27 Dec 2016 16:04 IST

Being an effective communicator

Pic credit: JrCasas/Shutterstock

You can be articulate in your responses, but if you lack empathy, you’ll be ineffective

During a recent coaching conversation I had with a very successful executive, the issue of why communication fails and is misunderstood came up. This was an issue that showed up in the leader’s 360 degree assessment I had done.

The leader was surprised and wanted to deal with it so he could improve. He is articulate, prompt and straightforward — these characteristics were uniformly seen by his colleagues and juniors. Therefore, the issue around communication sounded confusing and paradoxical. Can a leader be seen as authentic and articulate and yet be challenged on communication by the people he is working with?

Two things helped resolve this issue. One was the conversation pattern between me (the coach) and the leader (the coachee). The other was an agreed action plan during the coaching session, which included the leader asking his colleagues for help in terms of examples of pieces of conversations that made them think he was not responding well enough.

The instances

Both the above initiatives revealed something very subtle, but strong, in how the perception came about. Here are two examples of how it happened:

First: A colleague comes to him with a query on how to solve a problem. The response the colleague gets is: “Did you try doing it this way?” For the leader, he has responded and the matter is closed. For the colleague however, the issue hangs on, as no discussion on understanding the problem in totality and helping with a solution was attempted.

A show of empathy on the part of the leader would have taken this in the desired direction. For the leader, the insight he garnered from this instance was that he met his need to close the conversation, but ignored the “need of the colleague” to explore and solve.

Second: The leader’s boss approached him with a possible new initiative. The leader responded by asking what the purpose of this initiative was. A perfectly logical response, but asking the way he did put out an impression that the leader was pushing back the initiative and was disinterested! Again the central issue here is “empathy.”

Story behind the story

As can be seen in both the instances, the way the perception was formed has to do with how the leader responded to people when they approached him with a query. Choosing to respond with his need to close the conversation, and not with empathy to understand the need of the colleague, he became in ineffective communicator.

Seldom do we realise that our responses to people may appear complete and logical, but it falls short of the understanding that people expect from us. Is there a “story behind the story?” as the seasoned coaches always look for?

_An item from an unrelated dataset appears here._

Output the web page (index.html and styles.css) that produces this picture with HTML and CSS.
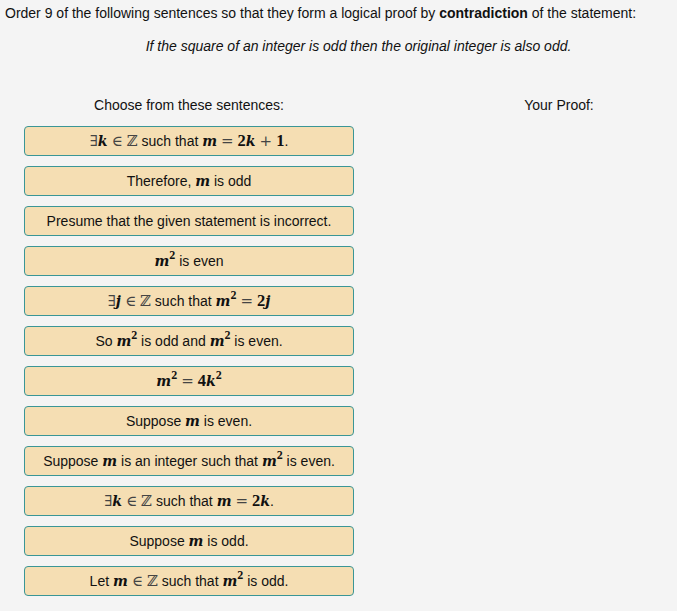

As I went exploring the story behind the story with this leader, it became clear to both of us that the latter responded more with his need to close the communication than addressing the need of his colleagues.

Be a better communicator

Reflecting on the following will help you be a better leader:

~ Did I listen to the whole story before I started to answer?

~ Did I demonstrate my understanding by paraphrasing before I started to answer?

~ Did I check if my answer met the need of the other person?

~ Did I answer to address my challenge (my harried work schedule, for example) or answer to address my colleague’s challenge?

~ Would I be satisfied if the roles were reversed, if I asked the question and got the answer I gave?

The root cause of this story behind the story is often being obsessed with one’s own concerns and not freeing up to help others by responding empathetically. Once we become aware of this nuance, we can become more productive and constructive in relating with people.

The coachee-leader has been working on this. He mentioned that he started to look at the way he was responding to his spouse and parents at home, using his new approach, and their feedback was very positive.

We always spoke of the ‘pre-occupied” mind that responds insufficiently. Getting over this is key to being perceived as an empathetic communicator.